-- Task objective --
Gather all lines in the data that hold the string "table".

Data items
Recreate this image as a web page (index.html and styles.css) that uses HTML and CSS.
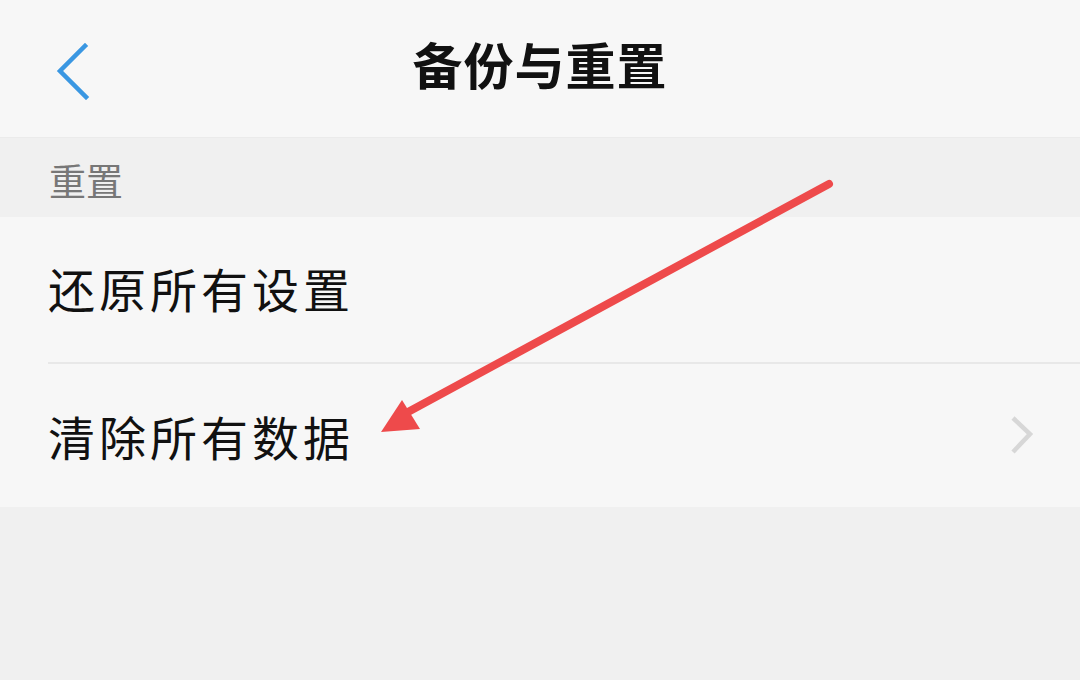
FILE: index.html
```html
<!DOCTYPE html>
<html lang="zh-CN">
<head>
<meta charset="utf-8">
<title>备份与重置</title>
<link rel="stylesheet" href="styles.css">
</head>
<body>
<div class="screen">
  <header class="topbar">
    <span class="back">
      <svg width="40" height="60" viewBox="0 0 40 60"><polyline points="33,6 8,31 34,57" fill="none" stroke="#3a97e2" stroke-width="4.5" stroke-linecap="square"/></svg>
    </span>
    <h1 class="title">备份与重置</h1>
  </header>
  <div class="section">重置</div>
  <ul class="list">
    <li class="item">还原所有设置</li>
    <li class="item item-nav">
      <span>清除所有数据</span>
      <svg class="chev" width="30" height="44" viewBox="0 0 30 44"><polyline points="7,4 24,20 7,38" fill="none" stroke="#d7d7d7" stroke-width="4.5"/></svg>
    </li>
  </ul>
  <svg class="annot" width="1080" height="680" viewBox="0 0 1080 680">
    <line x1="829" y1="184" x2="408" y2="412" stroke="#ee4a4b" stroke-width="8" stroke-linecap="round"/>
    <polygon points="381,432 402,400 420,429" fill="#ee4a4b"/>
  </svg>
</div>
</body>
</html>
```
FILE: styles.css
```css
html, body {
  margin: 0;
  padding: 0;
  background: #f0f0f0;
}
.screen {
  position: relative;
  width: 1080px;
  height: 680px;
  overflow: hidden;
  font-family: "Noto Sans CJK SC", "Noto Sans", sans-serif;
  background: #f0f0f0;
}
.topbar {
  height: 138px;
  background: #f7f7f7;
  display: flex;
  align-items: center;
  justify-content: center;
  position: relative;
  border-bottom: 1px solid #ebebeb;
  box-sizing: border-box;
}
.back {
  position: absolute;
  left: 52px;
  top: 40px;
  width: 40px;
  height: 60px;
}
.back svg { display: block; }
.title {
  margin: 0 0 12px 0;
  font-size: 50px;
  font-weight: 700;
  color: #111;
  letter-spacing: 1px;
  line-height: 1;
}
.section {
  height: 79px;
  box-sizing: border-box;
  padding-left: 49px;
  padding-top: 4px;
  display: flex;
  align-items: center;
  font-size: 37px;
  color: #777;
  background: #f0f0f0;
}
.list {
  list-style: none;
  margin: 0;
  padding: 0 0 0 48px;
  background: #f7f7f7;
}
.item {
  height: 145px;
  box-sizing: border-box;
  display: flex;
  align-items: center;
  font-size: 47px;
  letter-spacing: 4px;
  color: #111;
  padding-bottom: 4px;
}
.item + .item {
  border-top: 2px solid #e8e8e8;
}
.item-nav {
  justify-content: space-between;
  padding-right: 44px;
  padding-bottom: 0;
}
.chev { display: block; margin-top: 0; }
.annot {
  position: absolute;
  left: 0;
  top: 0;
  pointer-events: none;
}
```
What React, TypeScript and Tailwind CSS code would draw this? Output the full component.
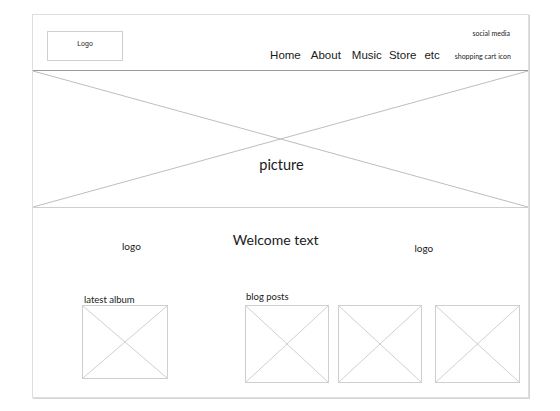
import React from "react";

function CrossBox({ className }: { className?: string }) {
  return (
    <div className={"relative border border-[#cfcfcf] " + (className ?? "")}>
      <svg className="absolute inset-0 h-full w-full" preserveAspectRatio="none" viewBox="0 0 100 100">
        <line x1="0" y1="0" x2="100" y2="100" stroke="#cfcfcf" strokeWidth="1" vectorEffect="non-scaling-stroke" />
        <line x1="100" y1="0" x2="0" y2="100" stroke="#cfcfcf" strokeWidth="1" vectorEffect="non-scaling-stroke" />
      </svg>
    </div>
  );
}

export default function App() {
  return (
    <div className="h-[411px] w-[560px] bg-white pl-[32px] pt-[14px] font-['Lato',sans-serif] text-[#1a1a1a]">
      <div className="flex h-[384px] w-[497px] flex-col border border-[#dedede] shadow-[1px_1px_0_#d6d6d6]">
        {/* header */}
        <div className="flex h-[56px] shrink-0 border-b border-[#9a9a9a]">
          <div className="ml-[14px] mt-[16px] flex h-[30px] w-[76px] items-start justify-center border border-[#cfcfcf] pt-[7px] font-['Liberation_Sans',sans-serif] text-[7px]">
            Logo
          </div>
          <div className="ml-auto mr-[17px] flex flex-col items-end">
            <div className="mr-[1px] mt-[15px] text-[7px] leading-none">social media</div>
            <div className="mt-[13px] flex items-baseline">
              <nav className="flex font-['Liberation_Sans',sans-serif] text-[11.5px] leading-none">
                <span>Home</span>
                <span className="ml-[10px]">About</span>
                <span className="ml-[11px]">Music</span>
                <span className="ml-[7px]">Store</span>
                <span className="ml-[8px]">etc</span>
              </nav>
              <span className="ml-[15px] text-[7px]">shopping cart icon</span>
            </div>
          </div>
        </div>

        {/* picture */}
        <div className="relative h-[137px] shrink-0 border-b border-[#cfcfcf]">
          <svg className="absolute inset-0 h-full w-full" preserveAspectRatio="none" viewBox="0 0 100 100">
            <line x1="0" y1="0" x2="100" y2="100" stroke="#bdbdbd" strokeWidth="1" vectorEffect="non-scaling-stroke" />
            <line x1="100" y1="0" x2="0" y2="100" stroke="#bdbdbd" strokeWidth="1" vectorEffect="non-scaling-stroke" />
          </svg>
          <div className="relative flex justify-center pl-[2px] pt-[87px] text-[14.5px] leading-none">picture</div>
        </div>

        {/* content */}
        <div className="flex flex-1 flex-col">
          <div className="flex h-[86px] items-start">
            <div className="ml-[89px] mt-[33px] text-[10px] leading-none">logo</div>
            <div className="ml-[92px] mt-[25px] text-[14px] leading-none">Welcome text</div>
            <div className="ml-[96px] mt-[35px] text-[10px] leading-none">logo</div>
          </div>
          <div className="flex items-start">
            <div className="ml-[49px] mt-[1px] flex flex-col">
              <div className="ml-[2px] text-[9.5px] leading-none">latest album</div>
              <CrossBox className="h-[74px] w-[86px]" />
            </div>
            <div className="ml-[77px] flex flex-col">
              <div className="-mt-[2px] ml-[1px] text-[9.5px] leading-none">blog posts</div>
              <div className="mt-[3px] flex gap-[9px]">
                <CrossBox className="h-[78px] w-[84px]" />
                <CrossBox className="h-[78px] w-[84px]" />
                <CrossBox className="ml-[4px] h-[78px] w-[85px]" />
              </div>
            </div>
          </div>
        </div>
      </div>
    </div>
  );
}
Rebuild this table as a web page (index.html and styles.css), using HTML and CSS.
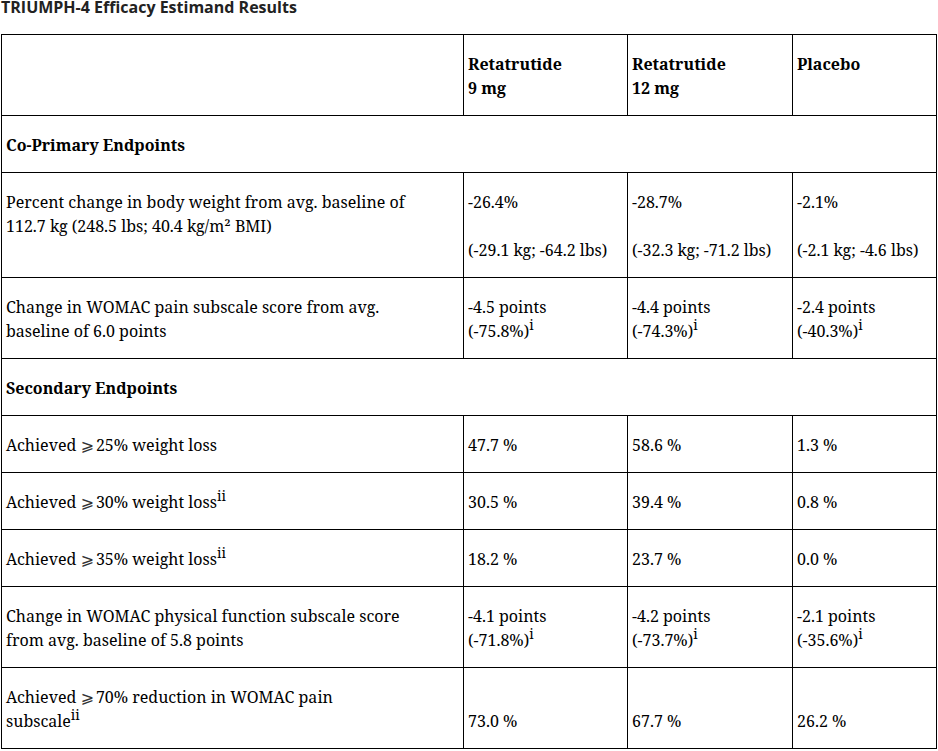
FILE: index.html
```html
<!DOCTYPE html>
<html lang="en">
<head>
<meta charset="utf-8">
<title>TRIUMPH-4 Efficacy Estimand Results</title>
<link rel="stylesheet" href="styles.css">
</head>
<body>
<h1 class="title">TRIUMPH-4 Efficacy Estimand Results</h1>
<div class="tbl" role="table">
  <div class="row head" role="row">
    <div class="cell c1" role="columnheader"></div>
    <div class="cell" role="columnheader">Retatrutide<br>9 mg</div>
    <div class="cell" role="columnheader">Retatrutide<br>12 mg</div>
    <div class="cell" role="columnheader">Placebo</div>
  </div>
  <div class="row section" role="row">
    <div class="cell" role="cell">Co-Primary Endpoints</div>
  </div>
  <div class="row" role="row">
    <div class="cell c1" role="cell">Percent change in body weight from avg. baseline of 112.7 kg (248.5 lbs; 40.4 kg/m² BMI)</div>
    <div class="cell" role="cell">-26.4%<br><br>(-29.1 kg; -64.2 lbs)</div>
    <div class="cell" role="cell">-28.7%<br><br>(-32.3 kg; -71.2 lbs)</div>
    <div class="cell" role="cell">-2.1%<br><br>(-2.1 kg; -4.6 lbs)</div>
  </div>
  <div class="row" role="row">
    <div class="cell c1" role="cell">Change in WOMAC pain subscale score from avg. baseline of 6.0 points</div>
    <div class="cell" role="cell">-4.5 points<br>(-75.8%)<sup>i</sup></div>
    <div class="cell" role="cell">-4.4 points<br>(-74.3%)<sup>i</sup></div>
    <div class="cell" role="cell">-2.4 points<br>(-40.3%)<sup>i</sup></div>
  </div>
  <div class="row section" role="row">
    <div class="cell" role="cell">Secondary Endpoints</div>
  </div>
  <div class="row" role="row">
    <div class="cell c1" role="cell">Achieved <span class="geq">⩾</span>25% weight loss</div>
    <div class="cell" role="cell">47.7 %</div>
    <div class="cell" role="cell">58.6 %</div>
    <div class="cell" role="cell">1.3 %</div>
  </div>
  <div class="row" role="row">
    <div class="cell c1" role="cell">Achieved <span class="geq">⩾</span>30% weight loss<sup>ii</sup></div>
    <div class="cell" role="cell">30.5 %</div>
    <div class="cell" role="cell">39.4 %</div>
    <div class="cell" role="cell">0.8 %</div>
  </div>
  <div class="row" role="row">
    <div class="cell c1" role="cell">Achieved <span class="geq">⩾</span>35% weight loss<sup>ii</sup></div>
    <div class="cell" role="cell">18.2 %</div>
    <div class="cell" role="cell">23.7 %</div>
    <div class="cell" role="cell">0.0 %</div>
  </div>
  <div class="row" role="row">
    <div class="cell c1" role="cell">Change in WOMAC physical function subscale score from avg. baseline of 5.8 points</div>
    <div class="cell" role="cell">-4.1 points<br>(-71.8%)<sup>i</sup></div>
    <div class="cell" role="cell">-4.2 points<br>(-73.7%)<sup>i</sup></div>
    <div class="cell" role="cell">-2.1 points<br>(-35.6%)<sup>i</sup></div>
  </div>
  <div class="row" role="row">
    <div class="cell c1" role="cell">Achieved <span class="geq">⩾</span>70% reduction in WOMAC pain<br>subscale<sup>ii</sup></div>
    <div class="cell bottom" role="cell">73.0 %</div>
    <div class="cell bottom" role="cell">67.7 %</div>
    <div class="cell bottom" role="cell">26.2 %</div>
  </div>
</div>
</body>
</html>
```
FILE: styles.css
```css
* {
  box-sizing: border-box;
}

body {
  margin: 0;
  padding: 0 0 0 1px;
  background: #fff;
  color: #000;
  font-family: "Noto Serif", "DejaVu Serif", serif;
}

.title {
  margin: -4px 0 16px;
  font: 700 16px/22px "Open Sans", "Noto Sans", sans-serif;
  color: #222;
}

.tbl {
  width: 936px;
  border-top: 1px solid #000;
  border-left: 1px solid #000;
}

.row {
  display: grid;
  grid-template-columns: 462px 164px 165px 144px;
}

.cell {
  padding: 17px 4px 15px;
  border-right: 1px solid #000;
  border-bottom: 1px solid #000;
  font-size: 16px;
  line-height: 24px;
}

.c1 {
  padding-right: 42px;
}

.head .cell,
.section .cell {
  font-weight: 700;
}

.section .cell {
  grid-column: 1 / -1;
}

.bottom {
  display: flex;
  flex-direction: column;
  justify-content: flex-end;
}

.geq {
  margin-right: 2px;
  font-family: "DejaVu Sans", sans-serif;
  line-height: 1;
  color: #333;
}

sup {
  font-size: 14px;
  line-height: 0;
  vertical-align: 7px;
}
```
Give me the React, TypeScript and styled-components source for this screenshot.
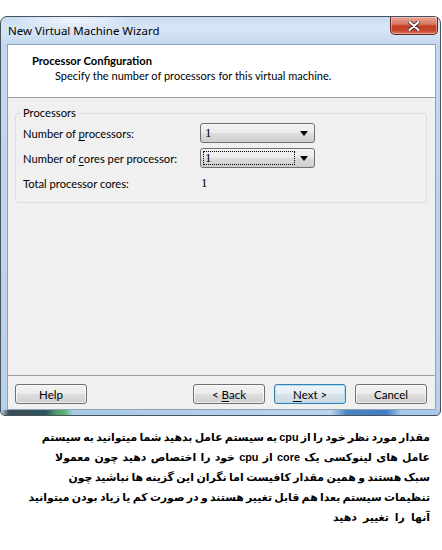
import React from "react";
import styled, { createGlobalStyle } from "styled-components";

const GlobalStyle = createGlobalStyle`
  html, body { margin: 0; padding: 0; background: #ffffff; }
  body {
    width: 442px;
    height: 550px;
    overflow: hidden;
    font-family: Lato, "Noto Sans", "Liberation Sans", sans-serif;
    color: #000;
  }
`;

const Page = styled.div`
  padding-top: 16px;
  display: flex;
  flex-direction: column;
`;

const Window = styled.div`
  width: 441px;
  height: 400px;
  box-sizing: border-box;
  border: 1px solid #48525c;
  border-radius: 7px 7px 5px 5px;
  padding: 0 4px 5px 6px;
  display: flex;
  flex-direction: column;
  background:
    linear-gradient(
        to right,
        #b9d0ea 0px,
        #3a4a52 8px,
        #2f5560 45px,
        #4f9a6a 55px,
        #55b070 63px,
        #a9c9e6 72px,
        #bcd4ee 330px,
        #4d86c4 345px,
        #3f7bc0 385px,
        #a9c8ea 400px
      )
      left bottom / 100% 5px no-repeat,
    radial-gradient(ellipse 60px 10px at 70px 3px, rgba(255, 255, 255, 0.7), rgba(255, 255, 255, 0)),
    linear-gradient(
      180deg,
      #c9dcf2 0px,
      #d8e6f6 12px,
      #c4d8ef 28px,
      #b9d0ea 100%
    );
`;

const TitleBar = styled.div`
  height: 27px;
  display: flex;
  align-items: flex-start;
  justify-content: space-between;
`;

const Title = styled.div`
  padding-top: 6px;
  padding-left: 1px;
  font-family: "Noto Sans", sans-serif;
  font-size: 11.5px;
  line-height: 15px;
  color: #000;
`;

const CloseButton = styled.div`
  width: 48px;
  height: 18px;
  margin-right: -2px;
  box-sizing: border-box;
  border: 1px solid #5e2a22;
  border-top: none;
  border-radius: 0 0 5px 5px;
  display: flex;
  align-items: center;
  justify-content: center;
  background: linear-gradient(
    180deg,
    #e9a99a 0%,
    #d97a66 40%,
    #c23e25 55%,
    #c9452c 80%,
    #e07a5c 100%
  );
  box-shadow: inset 0 0 0 1px rgba(255, 220, 210, 0.45);
`;

const Client = styled.div`
  flex: 1;
  display: flex;
  flex-direction: column;
  border: 1px solid #8ea2b8;
  background: #f0f0f0;
`;

const Header = styled.div`
  background: #ffffff;
  border-bottom: 1px solid #a0a0a0;
  padding: 8px 0 0 24px;
  box-sizing: content-box;
  height: 44px;
  font-size: 11.2px;
  line-height: 15px;
`;

const HeaderTitle = styled.div`
  font-weight: 700;
`;

const HeaderSub = styled.div`
  padding-left: 23px;
  font-size: 11px;
`;

const Body = styled.div`
  flex: 1;
  padding: 8px 8px 0 7px;
`;

const GroupBox = styled.fieldset`
  margin: 0;
  padding: 3px 7px 9px 7px;
  border: 1px solid #d5dfe5;
  border-radius: 3px;
  display: grid;
  grid-template-columns: 177px 115px;
  grid-auto-rows: 20px;
  row-gap: 5px;
  align-items: center;
  font-size: 11.2px;
`;

const Legend = styled.legend`
  padding: 0 2px;
  margin-left: -2px;
  line-height: 14px;
  font-size: 11.2px;
`;

const Label = styled.div`
  line-height: 15px;
  white-space: nowrap;
`;

const Mn = styled.span`
  text-decoration: underline;
  text-underline-offset: 2px;
`;

const Combo = styled.div`
  height: 20px;
  box-sizing: border-box;
  border: 1px solid #707070;
  border-radius: 3px;
  background: linear-gradient(180deg, #f2f2f2 0%, #ebebeb 48%, #dddddd 52%, #cfcfcf 100%);
  display: flex;
  align-items: center;
  padding: 0 6px 0 2px;
  gap: 5px;
`;

const ComboValue = styled.div<{ $focused?: boolean }>`
  flex: 1;
  height: 14px;
  line-height: 12px;
  padding-left: 1px;
  box-sizing: border-box;
  font-family: "Liberation Serif", serif;
  font-size: 13px;
  border: 1px dotted ${(p) => (p.$focused ? "#000" : "transparent")};
`;

const Arrow = styled.div`
  width: 0;
  height: 0;
  border-left: 4px solid transparent;
  border-right: 4px solid transparent;
  border-top: 5px solid #000;
`;

const Value = styled.div`
  padding-left: 1px;
  font-family: "Liberation Serif", serif;
  font-size: 13px;
`;

const ButtonBar = styled.div`
  height: 34px;
  box-sizing: border-box;
  border-top: 1px solid #a0a0a0;
  padding: 8px 8px 0 7px;
  display: flex;
  align-items: flex-start;
  gap: 9px;
`;

const Spacer = styled.div`
  flex: 1;
`;

const Button = styled.div<{ $default?: boolean }>`
  width: 72px;
  height: 20px;
  box-sizing: border-box;
  border: 1px solid ${(p) => (p.$default ? "#3c7fb1" : "#707070")};
  border-radius: 3px;
  display: flex;
  align-items: center;
  justify-content: center;
  font-size: 11.5px;
  white-space: pre;
  background: ${(p) =>
    p.$default
      ? "linear-gradient(180deg, #f0f5f9 0%, #e6eef4 48%, #d9e3ea 52%, #cdd8e0 100%)"
      : "linear-gradient(180deg, #f2f2f2 0%, #ebebeb 48%, #dddddd 52%, #cfcfcf 100%)"};
  box-shadow: inset 0 0 0 1px
    ${(p) => (p.$default ? "#a9dcf5" : "rgba(255,255,255,0.7)")};
`;

const Note = styled.div`
  padding: 11px 12px 0 12px;
  direction: rtl;
  text-align: right;
  font-family: "Liberation Sans", "DejaVu Sans", sans-serif;
  font-weight: 700;
  font-size: 10.9px;
  line-height: 20px;
  color: #000;
`;

const NoteLine = styled.div<{ $ws: number }>`
  white-space: nowrap;
  word-spacing: ${(p) => p.$ws}px;
`;

const CloseGlyph = () => (
  <svg width="12" height="10" viewBox="0 0 12 10">
    <path
      d="M1.5 1 L10.5 9 M10.5 1 L1.5 9"
      stroke="#3a2a28"
      strokeWidth="3.6"
      strokeLinecap="round"
    />
    <path
      d="M1.5 1 L10.5 9 M10.5 1 L1.5 9"
      stroke="#ffffff"
      strokeWidth="2"
      strokeLinecap="round"
    />
  </svg>
);

export default function App() {
  return (
    <>
      <GlobalStyle />
      <Page>
        <Window>
          <TitleBar>
            <Title>New Virtual Machine Wizard</Title>
            <CloseButton>
              <CloseGlyph />
            </CloseButton>
          </TitleBar>
          <Client>
            <Header>
              <HeaderTitle>Processor Configuration</HeaderTitle>
              <HeaderSub>Specify the number of processors for this virtual machine.</HeaderSub>
            </Header>
            <Body>
              <GroupBox>
                <Legend>Processors</Legend>
                <Label>
                  Number of <Mn>p</Mn>rocessors:
                </Label>
                <Combo>
                  <ComboValue>1</ComboValue>
                  <Arrow />
                </Combo>
                <Label>
                  Number of <Mn>c</Mn>ores per processor:
                </Label>
                <Combo>
                  <ComboValue $focused>1</ComboValue>
                  <Arrow />
                </Combo>
                <Label>Total processor cores:</Label>
                <Value>1</Value>
              </GroupBox>
            </Body>
            <ButtonBar>
              <Button>Help</Button>
              <Spacer />
              <Button>
                {"< "}
                <Mn>B</Mn>
                {"ack"}
              </Button>
              <Button $default>
                <Mn>N</Mn>
                {"ext >"}
              </Button>
              <Button>Cancel</Button>
            </ButtonBar>
          </Client>
        </Window>
        <Note>
          <NoteLine $ws={-0.8}>مقدار مورد نظر خود را از cpu به سیستم عامل بدهید شما میتوانید به سیستم</NoteLine>
          <NoteLine $ws={1.2}>عامل های لینوکسی یک core از cpu خود را اختصاص دهید چون معمولا</NoteLine>
          <NoteLine $ws={-0.55}>سبک هستند و همین مقدار کافیست اما نگران این گزینه ها نباشید چون</NoteLine>
          <NoteLine $ws={-0.73}>تنظیمات سیستم بعدا هم قابل تغییر هستند و در صورت کم یا زیاد بودن میتوانید</NoteLine>
          <NoteLine $ws={3}>آنها را تغییر دهید</NoteLine>
        </Note>
      </Page>
    </>
  );
}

-- Correct answer --
Rebuild this table as a web page (index.html and styles.css), using HTML and CSS.
<div class="tbl" role="table">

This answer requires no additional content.